— ENTRIES —
-*-

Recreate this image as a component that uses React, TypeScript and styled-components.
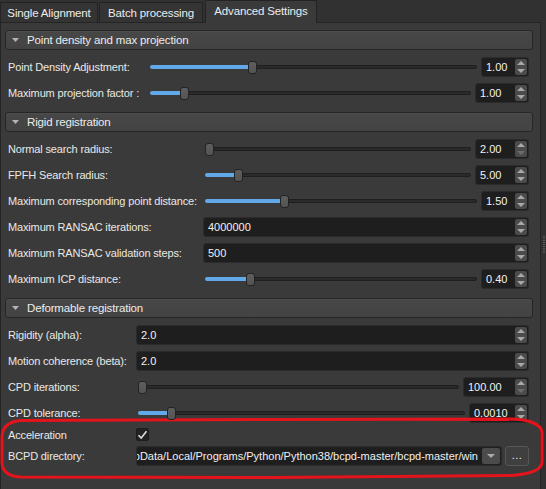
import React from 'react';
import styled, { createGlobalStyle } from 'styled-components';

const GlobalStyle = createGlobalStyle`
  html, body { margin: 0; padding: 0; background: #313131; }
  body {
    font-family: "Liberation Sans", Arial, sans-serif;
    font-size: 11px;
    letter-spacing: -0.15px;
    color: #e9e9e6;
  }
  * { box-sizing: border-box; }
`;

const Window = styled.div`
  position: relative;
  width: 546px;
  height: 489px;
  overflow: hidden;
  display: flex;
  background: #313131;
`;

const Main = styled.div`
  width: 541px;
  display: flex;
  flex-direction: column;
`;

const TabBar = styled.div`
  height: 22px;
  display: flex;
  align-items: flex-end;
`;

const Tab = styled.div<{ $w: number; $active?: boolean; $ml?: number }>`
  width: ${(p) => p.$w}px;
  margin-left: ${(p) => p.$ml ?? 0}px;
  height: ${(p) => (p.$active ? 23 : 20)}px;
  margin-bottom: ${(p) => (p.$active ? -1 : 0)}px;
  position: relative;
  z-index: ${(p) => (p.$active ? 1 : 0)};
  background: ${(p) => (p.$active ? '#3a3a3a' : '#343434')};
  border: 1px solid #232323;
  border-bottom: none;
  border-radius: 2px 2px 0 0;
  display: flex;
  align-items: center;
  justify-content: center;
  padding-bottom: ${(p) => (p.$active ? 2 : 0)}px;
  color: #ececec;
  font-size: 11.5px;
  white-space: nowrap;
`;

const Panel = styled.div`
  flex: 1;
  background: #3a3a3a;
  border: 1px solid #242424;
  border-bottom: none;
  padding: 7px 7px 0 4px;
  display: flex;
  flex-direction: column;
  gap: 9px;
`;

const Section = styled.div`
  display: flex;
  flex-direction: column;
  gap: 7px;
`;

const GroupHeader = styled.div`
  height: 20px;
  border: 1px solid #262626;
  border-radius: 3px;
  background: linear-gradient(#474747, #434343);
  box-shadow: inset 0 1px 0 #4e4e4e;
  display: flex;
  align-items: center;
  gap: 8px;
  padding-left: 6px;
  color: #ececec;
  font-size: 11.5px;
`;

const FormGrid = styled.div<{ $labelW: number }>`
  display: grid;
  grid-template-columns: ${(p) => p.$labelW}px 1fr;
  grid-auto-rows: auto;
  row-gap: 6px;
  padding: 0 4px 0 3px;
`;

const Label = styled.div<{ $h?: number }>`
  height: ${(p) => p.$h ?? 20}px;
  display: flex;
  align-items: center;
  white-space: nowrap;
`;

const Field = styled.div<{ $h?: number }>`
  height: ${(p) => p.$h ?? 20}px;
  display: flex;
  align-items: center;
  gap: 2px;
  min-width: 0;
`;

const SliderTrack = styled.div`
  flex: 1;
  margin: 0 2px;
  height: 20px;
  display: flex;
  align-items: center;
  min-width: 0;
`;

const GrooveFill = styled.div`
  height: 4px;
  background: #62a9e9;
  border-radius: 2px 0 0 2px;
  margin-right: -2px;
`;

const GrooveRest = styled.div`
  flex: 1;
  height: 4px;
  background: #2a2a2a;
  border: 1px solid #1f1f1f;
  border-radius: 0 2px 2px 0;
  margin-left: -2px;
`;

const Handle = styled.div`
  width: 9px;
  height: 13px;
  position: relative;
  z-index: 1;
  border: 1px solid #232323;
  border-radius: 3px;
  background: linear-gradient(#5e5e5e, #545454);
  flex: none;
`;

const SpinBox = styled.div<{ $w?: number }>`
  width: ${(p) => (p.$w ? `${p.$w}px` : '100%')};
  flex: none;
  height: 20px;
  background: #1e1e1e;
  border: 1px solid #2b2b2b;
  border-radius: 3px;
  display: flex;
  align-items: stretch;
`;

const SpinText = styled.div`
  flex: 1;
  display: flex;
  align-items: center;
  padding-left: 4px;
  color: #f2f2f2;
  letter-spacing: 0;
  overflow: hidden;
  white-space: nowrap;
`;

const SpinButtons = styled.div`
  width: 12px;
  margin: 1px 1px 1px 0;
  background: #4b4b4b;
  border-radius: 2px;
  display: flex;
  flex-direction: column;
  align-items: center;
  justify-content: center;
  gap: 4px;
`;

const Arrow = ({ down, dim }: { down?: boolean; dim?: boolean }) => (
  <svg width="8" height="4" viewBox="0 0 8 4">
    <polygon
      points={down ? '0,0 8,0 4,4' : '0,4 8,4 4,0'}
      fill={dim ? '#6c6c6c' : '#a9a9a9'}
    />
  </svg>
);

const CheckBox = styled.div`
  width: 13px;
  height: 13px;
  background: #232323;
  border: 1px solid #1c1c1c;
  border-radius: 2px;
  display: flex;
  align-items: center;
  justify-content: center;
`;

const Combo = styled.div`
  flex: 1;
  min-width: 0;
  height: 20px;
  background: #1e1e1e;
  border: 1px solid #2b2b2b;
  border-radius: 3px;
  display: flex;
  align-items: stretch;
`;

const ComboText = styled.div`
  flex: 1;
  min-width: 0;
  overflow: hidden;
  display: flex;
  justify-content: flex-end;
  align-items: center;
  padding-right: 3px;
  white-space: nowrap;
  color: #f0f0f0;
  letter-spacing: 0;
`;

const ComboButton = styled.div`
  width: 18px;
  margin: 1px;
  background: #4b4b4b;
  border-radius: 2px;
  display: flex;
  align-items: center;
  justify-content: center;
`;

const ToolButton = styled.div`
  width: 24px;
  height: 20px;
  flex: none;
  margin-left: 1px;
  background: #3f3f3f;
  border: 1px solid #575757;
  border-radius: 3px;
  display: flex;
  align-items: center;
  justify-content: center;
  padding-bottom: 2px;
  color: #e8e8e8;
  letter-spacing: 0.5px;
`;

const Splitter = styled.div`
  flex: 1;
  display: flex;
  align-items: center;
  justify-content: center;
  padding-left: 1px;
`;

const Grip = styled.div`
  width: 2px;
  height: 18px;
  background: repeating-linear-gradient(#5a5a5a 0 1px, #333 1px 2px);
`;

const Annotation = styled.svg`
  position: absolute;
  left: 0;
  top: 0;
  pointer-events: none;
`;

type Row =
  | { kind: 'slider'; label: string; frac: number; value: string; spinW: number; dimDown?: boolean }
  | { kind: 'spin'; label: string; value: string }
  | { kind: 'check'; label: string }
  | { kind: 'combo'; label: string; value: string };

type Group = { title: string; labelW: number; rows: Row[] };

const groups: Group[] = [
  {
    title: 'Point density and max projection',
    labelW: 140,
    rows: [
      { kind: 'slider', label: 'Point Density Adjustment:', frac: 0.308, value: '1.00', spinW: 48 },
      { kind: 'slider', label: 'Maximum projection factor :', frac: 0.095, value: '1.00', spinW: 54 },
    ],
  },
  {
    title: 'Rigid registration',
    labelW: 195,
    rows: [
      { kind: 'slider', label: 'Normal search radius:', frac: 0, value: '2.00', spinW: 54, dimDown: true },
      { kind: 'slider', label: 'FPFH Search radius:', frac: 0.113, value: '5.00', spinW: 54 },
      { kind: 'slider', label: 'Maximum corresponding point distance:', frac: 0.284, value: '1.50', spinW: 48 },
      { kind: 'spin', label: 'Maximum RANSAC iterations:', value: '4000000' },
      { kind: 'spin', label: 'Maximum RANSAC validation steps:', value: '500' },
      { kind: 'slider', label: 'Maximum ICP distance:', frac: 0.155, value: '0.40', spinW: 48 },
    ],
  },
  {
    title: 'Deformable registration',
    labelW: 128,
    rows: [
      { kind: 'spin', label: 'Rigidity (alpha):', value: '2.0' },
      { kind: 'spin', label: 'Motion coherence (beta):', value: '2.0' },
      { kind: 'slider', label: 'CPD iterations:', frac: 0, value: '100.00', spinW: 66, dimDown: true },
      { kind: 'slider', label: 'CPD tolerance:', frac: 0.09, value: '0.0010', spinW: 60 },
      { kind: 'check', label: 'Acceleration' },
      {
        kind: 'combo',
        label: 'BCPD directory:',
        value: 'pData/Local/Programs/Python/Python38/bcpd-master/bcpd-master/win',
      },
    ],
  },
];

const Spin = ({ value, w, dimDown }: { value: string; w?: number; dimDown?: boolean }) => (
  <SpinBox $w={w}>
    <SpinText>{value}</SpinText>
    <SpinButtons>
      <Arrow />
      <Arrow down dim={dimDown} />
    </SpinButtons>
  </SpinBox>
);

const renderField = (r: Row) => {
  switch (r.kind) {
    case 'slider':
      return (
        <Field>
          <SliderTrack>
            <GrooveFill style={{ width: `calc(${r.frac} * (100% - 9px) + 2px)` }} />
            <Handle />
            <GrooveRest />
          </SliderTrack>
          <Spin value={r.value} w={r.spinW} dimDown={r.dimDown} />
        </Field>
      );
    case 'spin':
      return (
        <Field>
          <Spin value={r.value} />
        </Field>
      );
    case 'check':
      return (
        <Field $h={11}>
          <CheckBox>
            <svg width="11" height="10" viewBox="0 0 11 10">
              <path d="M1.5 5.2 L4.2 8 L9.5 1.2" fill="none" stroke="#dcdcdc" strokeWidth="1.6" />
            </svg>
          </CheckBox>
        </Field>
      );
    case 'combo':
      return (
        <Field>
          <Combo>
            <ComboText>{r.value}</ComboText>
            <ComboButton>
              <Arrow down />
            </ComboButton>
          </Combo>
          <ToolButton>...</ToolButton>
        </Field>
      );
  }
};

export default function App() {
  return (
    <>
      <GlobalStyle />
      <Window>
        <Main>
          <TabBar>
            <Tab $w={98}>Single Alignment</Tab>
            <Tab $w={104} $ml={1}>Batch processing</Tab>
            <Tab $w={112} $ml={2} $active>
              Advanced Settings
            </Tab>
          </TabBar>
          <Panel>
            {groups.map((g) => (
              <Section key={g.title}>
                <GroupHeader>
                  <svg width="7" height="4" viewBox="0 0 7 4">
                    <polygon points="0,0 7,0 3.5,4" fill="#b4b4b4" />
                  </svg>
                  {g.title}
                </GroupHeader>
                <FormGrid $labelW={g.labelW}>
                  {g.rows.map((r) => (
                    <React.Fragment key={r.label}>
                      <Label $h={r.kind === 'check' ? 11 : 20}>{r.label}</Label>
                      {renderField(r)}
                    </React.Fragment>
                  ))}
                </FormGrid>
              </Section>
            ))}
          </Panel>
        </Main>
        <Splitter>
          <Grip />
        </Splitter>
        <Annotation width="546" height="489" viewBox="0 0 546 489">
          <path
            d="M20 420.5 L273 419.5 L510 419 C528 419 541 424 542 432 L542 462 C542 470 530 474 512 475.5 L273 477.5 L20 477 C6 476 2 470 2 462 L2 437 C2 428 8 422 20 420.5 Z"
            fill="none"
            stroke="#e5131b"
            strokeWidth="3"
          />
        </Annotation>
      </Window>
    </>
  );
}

-*-

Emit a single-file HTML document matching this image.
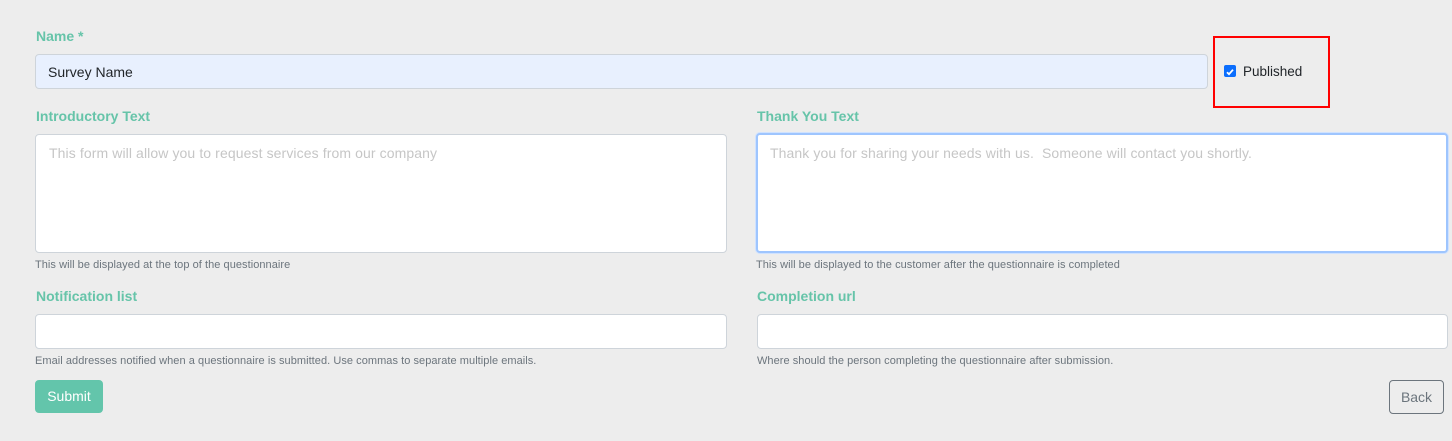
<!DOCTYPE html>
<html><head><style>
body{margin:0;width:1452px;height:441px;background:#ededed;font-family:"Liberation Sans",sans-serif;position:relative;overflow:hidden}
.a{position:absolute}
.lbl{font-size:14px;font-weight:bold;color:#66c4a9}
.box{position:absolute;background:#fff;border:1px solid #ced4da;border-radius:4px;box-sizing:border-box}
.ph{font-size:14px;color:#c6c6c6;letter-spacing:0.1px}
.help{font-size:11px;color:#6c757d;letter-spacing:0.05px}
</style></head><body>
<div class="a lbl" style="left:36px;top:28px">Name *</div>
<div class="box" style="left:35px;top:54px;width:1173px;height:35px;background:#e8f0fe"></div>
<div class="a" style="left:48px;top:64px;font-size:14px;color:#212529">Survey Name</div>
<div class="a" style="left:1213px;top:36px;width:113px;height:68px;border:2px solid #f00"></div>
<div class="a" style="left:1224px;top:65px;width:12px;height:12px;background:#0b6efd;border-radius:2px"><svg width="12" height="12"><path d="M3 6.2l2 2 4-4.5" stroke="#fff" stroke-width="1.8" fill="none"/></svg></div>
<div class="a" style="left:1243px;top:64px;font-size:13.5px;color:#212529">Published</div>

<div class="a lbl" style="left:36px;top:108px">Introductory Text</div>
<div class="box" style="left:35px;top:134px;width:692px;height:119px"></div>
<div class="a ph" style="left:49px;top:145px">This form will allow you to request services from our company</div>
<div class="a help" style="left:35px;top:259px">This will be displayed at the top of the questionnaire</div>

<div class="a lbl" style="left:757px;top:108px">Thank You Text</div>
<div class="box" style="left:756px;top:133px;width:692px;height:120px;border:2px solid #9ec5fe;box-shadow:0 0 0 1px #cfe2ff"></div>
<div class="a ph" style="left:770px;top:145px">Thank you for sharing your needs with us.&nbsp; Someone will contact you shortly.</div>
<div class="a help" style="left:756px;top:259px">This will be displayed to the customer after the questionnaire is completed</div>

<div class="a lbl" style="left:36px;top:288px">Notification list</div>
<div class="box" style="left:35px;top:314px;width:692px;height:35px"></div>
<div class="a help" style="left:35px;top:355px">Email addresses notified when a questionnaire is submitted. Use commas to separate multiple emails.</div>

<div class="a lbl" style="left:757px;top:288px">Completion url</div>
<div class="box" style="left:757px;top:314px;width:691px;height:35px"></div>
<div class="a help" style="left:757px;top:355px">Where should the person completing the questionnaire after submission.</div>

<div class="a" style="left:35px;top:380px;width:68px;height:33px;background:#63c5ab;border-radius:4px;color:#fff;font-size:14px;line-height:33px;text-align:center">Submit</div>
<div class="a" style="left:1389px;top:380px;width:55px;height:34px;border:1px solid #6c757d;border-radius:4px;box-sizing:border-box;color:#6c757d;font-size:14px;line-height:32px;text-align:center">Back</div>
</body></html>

-*-

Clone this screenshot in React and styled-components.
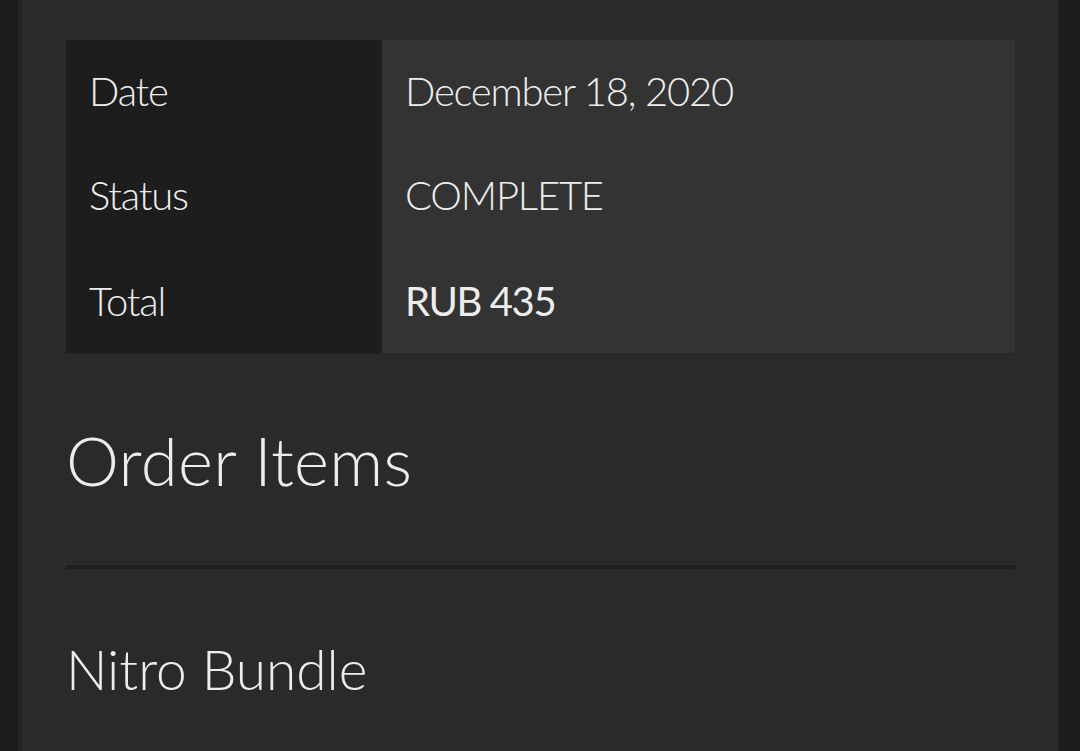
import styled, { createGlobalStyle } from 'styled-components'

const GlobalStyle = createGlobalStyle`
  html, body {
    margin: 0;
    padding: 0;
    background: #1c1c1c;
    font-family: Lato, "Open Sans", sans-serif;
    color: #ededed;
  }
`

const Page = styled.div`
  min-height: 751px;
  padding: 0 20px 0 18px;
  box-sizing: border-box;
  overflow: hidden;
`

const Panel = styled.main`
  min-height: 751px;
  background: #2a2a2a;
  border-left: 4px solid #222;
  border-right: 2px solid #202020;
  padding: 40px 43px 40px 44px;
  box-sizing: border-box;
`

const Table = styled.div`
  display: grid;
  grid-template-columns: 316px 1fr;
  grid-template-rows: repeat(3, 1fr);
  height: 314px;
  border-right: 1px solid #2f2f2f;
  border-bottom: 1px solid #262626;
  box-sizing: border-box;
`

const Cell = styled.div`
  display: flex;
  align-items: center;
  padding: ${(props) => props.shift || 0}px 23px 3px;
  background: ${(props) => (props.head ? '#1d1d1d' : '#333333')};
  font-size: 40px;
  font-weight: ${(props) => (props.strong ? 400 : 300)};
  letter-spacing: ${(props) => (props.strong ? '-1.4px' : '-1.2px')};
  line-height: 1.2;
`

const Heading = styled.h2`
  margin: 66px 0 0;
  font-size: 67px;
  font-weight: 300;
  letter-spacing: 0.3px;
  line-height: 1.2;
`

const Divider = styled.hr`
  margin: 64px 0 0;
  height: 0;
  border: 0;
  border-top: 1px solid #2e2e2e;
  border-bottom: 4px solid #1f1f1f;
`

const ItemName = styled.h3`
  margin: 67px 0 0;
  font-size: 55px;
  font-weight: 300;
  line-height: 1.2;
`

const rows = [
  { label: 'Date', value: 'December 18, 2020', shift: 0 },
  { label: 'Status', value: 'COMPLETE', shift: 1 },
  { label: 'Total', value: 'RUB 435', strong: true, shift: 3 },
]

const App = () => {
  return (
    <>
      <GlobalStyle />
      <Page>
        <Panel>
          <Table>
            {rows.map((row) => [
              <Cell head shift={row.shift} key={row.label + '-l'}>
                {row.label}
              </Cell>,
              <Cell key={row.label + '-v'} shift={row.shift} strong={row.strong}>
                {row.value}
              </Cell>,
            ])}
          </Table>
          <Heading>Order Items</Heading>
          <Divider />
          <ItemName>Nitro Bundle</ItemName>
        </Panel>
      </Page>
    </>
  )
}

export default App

-*-

— GOAL —
Return only the count of lines in the records that hold the word "React".

— EXERCISE RESULT —
5